Sen. Daniel Moynihan (D-N.Y.) reintroduced Monday his 1983 Senate bill to move the U.S. Embassy in Israel from Tel Aviv to Jerusalem.
A Capitol Hill source said the measure, which had 51 Senate and 228 House supporters in 1983, will likely not be brought to a vote, but was reintroduced as a matter of “principle.”
The move was in reaction to Secretary of State George Shultz’s criticism last week of Massachusetts Gov. Michael Dukakis, who said he might move the embassy to Jerusalem if elected president.
Yosef Gal, the Israeli Embassy spokesman, had no specific reaction to Moynihan’s move except to say “I have never had any doubt where the capital of Israel is,” and that it “will continue to be” the capital.

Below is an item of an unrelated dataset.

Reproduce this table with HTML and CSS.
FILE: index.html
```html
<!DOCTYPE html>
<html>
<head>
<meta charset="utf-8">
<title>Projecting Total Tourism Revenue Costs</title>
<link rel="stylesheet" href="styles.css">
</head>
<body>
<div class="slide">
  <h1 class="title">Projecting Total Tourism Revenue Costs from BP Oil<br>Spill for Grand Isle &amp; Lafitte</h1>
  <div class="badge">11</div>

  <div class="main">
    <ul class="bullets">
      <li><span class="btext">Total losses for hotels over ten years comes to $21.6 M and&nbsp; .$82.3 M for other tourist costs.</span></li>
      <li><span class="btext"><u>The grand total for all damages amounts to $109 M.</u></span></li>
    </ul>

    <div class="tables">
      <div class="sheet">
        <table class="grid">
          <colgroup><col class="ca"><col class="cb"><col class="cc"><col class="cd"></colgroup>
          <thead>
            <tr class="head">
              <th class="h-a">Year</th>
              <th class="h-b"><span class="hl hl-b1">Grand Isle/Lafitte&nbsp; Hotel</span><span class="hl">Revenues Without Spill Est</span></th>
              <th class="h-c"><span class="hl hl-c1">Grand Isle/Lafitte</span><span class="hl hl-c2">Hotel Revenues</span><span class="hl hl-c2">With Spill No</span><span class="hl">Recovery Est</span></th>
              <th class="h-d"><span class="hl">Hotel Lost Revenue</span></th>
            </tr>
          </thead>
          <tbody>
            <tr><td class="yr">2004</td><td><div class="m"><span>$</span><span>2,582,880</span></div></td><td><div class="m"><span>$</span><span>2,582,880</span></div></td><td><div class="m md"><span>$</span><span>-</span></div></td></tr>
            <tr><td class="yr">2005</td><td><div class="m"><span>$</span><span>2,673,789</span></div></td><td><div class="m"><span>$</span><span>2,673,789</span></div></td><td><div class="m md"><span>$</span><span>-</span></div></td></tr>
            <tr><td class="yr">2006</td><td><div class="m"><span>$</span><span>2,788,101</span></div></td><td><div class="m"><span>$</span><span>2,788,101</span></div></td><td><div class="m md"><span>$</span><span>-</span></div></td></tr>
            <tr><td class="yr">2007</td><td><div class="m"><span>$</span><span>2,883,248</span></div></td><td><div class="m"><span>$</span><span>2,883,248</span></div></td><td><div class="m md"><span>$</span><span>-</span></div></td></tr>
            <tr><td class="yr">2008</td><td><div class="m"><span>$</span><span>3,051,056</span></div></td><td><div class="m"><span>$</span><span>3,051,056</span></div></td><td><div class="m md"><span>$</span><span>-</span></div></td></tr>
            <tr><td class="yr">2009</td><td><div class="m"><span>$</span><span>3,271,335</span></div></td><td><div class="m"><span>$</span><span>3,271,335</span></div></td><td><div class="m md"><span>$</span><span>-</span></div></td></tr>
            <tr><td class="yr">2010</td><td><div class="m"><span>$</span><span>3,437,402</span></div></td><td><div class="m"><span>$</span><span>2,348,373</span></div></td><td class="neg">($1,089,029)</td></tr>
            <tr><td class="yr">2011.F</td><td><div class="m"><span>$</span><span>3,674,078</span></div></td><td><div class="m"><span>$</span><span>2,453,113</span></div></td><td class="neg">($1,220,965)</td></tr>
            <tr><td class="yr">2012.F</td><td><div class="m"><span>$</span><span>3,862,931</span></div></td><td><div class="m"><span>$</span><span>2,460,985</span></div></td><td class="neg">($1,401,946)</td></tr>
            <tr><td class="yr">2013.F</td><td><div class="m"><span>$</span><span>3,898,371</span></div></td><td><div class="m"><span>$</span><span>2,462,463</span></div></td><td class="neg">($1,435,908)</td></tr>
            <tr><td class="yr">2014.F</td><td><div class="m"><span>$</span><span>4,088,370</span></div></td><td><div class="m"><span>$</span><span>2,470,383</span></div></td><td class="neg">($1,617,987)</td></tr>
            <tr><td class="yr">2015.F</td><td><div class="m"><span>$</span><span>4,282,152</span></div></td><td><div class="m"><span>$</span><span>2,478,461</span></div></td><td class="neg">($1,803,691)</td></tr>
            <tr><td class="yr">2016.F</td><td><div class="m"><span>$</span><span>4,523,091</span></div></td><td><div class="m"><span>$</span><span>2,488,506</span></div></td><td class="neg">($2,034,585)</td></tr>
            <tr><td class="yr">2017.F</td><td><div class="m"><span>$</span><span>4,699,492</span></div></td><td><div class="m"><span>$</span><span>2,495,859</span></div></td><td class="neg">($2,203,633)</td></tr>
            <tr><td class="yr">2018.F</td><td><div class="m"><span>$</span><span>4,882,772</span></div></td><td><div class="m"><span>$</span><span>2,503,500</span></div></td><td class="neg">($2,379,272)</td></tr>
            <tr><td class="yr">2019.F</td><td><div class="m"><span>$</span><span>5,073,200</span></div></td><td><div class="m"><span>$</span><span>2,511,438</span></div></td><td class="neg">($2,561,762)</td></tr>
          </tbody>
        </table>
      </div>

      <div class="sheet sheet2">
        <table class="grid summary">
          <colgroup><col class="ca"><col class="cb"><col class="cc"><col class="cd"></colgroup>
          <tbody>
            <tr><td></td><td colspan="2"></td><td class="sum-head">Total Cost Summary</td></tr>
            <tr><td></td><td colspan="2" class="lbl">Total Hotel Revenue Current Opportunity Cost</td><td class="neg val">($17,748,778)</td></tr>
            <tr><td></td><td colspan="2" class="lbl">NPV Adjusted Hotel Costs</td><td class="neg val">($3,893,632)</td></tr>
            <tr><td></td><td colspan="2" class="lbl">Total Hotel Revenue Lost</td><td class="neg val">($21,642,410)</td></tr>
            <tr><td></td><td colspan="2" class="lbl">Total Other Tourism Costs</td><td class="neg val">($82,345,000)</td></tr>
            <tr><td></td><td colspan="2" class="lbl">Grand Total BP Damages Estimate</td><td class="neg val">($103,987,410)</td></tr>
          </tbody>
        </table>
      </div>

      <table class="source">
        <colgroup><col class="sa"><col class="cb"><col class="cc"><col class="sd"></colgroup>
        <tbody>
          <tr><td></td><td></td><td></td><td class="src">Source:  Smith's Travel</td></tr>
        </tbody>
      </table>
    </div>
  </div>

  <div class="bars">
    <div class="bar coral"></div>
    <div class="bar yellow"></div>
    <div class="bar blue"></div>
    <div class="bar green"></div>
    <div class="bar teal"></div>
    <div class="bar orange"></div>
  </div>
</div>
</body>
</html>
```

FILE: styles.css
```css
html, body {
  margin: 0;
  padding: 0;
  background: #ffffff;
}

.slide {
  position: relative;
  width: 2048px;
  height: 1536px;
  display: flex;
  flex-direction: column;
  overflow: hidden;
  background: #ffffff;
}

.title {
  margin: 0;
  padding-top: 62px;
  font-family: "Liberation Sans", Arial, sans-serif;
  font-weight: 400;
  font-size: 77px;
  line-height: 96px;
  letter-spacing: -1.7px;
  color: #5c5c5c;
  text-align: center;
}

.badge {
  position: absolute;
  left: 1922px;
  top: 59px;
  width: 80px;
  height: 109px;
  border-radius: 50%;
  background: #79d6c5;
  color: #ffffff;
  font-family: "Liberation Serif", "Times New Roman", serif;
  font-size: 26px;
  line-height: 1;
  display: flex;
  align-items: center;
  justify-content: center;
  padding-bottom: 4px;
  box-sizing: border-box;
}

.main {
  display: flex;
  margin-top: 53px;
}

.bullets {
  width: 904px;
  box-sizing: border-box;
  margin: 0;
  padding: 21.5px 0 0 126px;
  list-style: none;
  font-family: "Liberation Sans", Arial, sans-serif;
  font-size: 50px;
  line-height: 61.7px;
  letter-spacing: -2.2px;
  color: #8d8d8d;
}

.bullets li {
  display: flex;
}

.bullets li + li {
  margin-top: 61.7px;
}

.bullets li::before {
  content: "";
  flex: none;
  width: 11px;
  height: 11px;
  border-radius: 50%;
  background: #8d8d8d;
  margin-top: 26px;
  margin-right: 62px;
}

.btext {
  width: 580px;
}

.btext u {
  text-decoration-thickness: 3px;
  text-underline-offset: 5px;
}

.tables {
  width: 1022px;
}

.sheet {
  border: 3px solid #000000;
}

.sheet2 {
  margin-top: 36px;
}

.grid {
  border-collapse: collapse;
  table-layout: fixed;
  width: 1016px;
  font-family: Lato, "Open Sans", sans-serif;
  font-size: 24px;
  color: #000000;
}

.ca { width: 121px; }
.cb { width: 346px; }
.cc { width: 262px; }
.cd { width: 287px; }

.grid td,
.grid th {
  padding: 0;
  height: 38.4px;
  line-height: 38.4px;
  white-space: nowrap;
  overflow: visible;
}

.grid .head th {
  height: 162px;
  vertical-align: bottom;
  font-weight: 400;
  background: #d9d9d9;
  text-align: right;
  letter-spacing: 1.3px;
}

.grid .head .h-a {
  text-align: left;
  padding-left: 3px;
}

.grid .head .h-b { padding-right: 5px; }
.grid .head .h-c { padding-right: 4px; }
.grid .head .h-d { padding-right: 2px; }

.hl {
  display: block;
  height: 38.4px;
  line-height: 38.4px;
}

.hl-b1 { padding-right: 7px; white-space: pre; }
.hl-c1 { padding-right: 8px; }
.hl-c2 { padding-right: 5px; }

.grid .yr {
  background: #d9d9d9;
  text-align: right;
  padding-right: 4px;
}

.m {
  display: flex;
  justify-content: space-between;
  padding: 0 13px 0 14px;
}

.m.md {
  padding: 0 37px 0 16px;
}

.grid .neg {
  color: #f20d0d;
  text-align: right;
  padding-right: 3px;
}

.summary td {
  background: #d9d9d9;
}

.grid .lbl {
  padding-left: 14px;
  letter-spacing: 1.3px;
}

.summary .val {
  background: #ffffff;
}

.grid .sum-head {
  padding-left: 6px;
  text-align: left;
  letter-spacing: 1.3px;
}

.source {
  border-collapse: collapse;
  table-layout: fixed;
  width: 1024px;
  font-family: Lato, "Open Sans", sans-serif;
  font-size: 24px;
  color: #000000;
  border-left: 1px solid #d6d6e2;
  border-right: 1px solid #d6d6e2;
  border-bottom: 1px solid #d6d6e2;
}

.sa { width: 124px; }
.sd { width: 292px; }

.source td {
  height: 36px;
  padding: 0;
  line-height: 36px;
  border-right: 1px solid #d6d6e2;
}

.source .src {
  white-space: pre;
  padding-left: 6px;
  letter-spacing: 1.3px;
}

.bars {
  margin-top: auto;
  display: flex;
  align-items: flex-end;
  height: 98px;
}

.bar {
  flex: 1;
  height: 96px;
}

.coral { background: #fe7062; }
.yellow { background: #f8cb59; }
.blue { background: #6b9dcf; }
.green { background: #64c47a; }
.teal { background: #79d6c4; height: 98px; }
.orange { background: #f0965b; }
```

The 1983 bill was not voted on after State Department officials told Moynihan it would damage relations with Arab states.
The State Department also reassured him it would work through quiet diplomacy to seek rescission of a statement from the seventh conference of heads of state of nonaligned nations (March 7-11, 1983), that West Jerusalem is occupied Arab territory, Moynihan said in a statement released by the Dukakis campaign Saturday.
Moynihan complained that he is “not aware that there was any diplomacy” from the United States to have the 100 nations attending that conference “withdraw this infamous declaration.”
On the Senate floor Monday, Moynihan said he was “surprised” to hear Shultz voice his opposition to moving the embassy.
Shultz told NBC-TV’s “Today” show that such a move would be a “mistake,” since East Jerusalem is “regarded as occupied territory” and that the city’s status is “subject to negotiations.”
Dukakis, the likely Democratic presidential nominee, told the Los Angeles Times May 26 that “if Israel wants its capital in Jerusalem, then, as far as I’m concerned, its capital is in Jerusalem.”
One of the source said “nobody on the Hill wants a fight” over the measure during an election year, but that Moynihan “will be prepared to remind” Dukakis or Vice President George Bush about Congress’ position on the issue if elected president.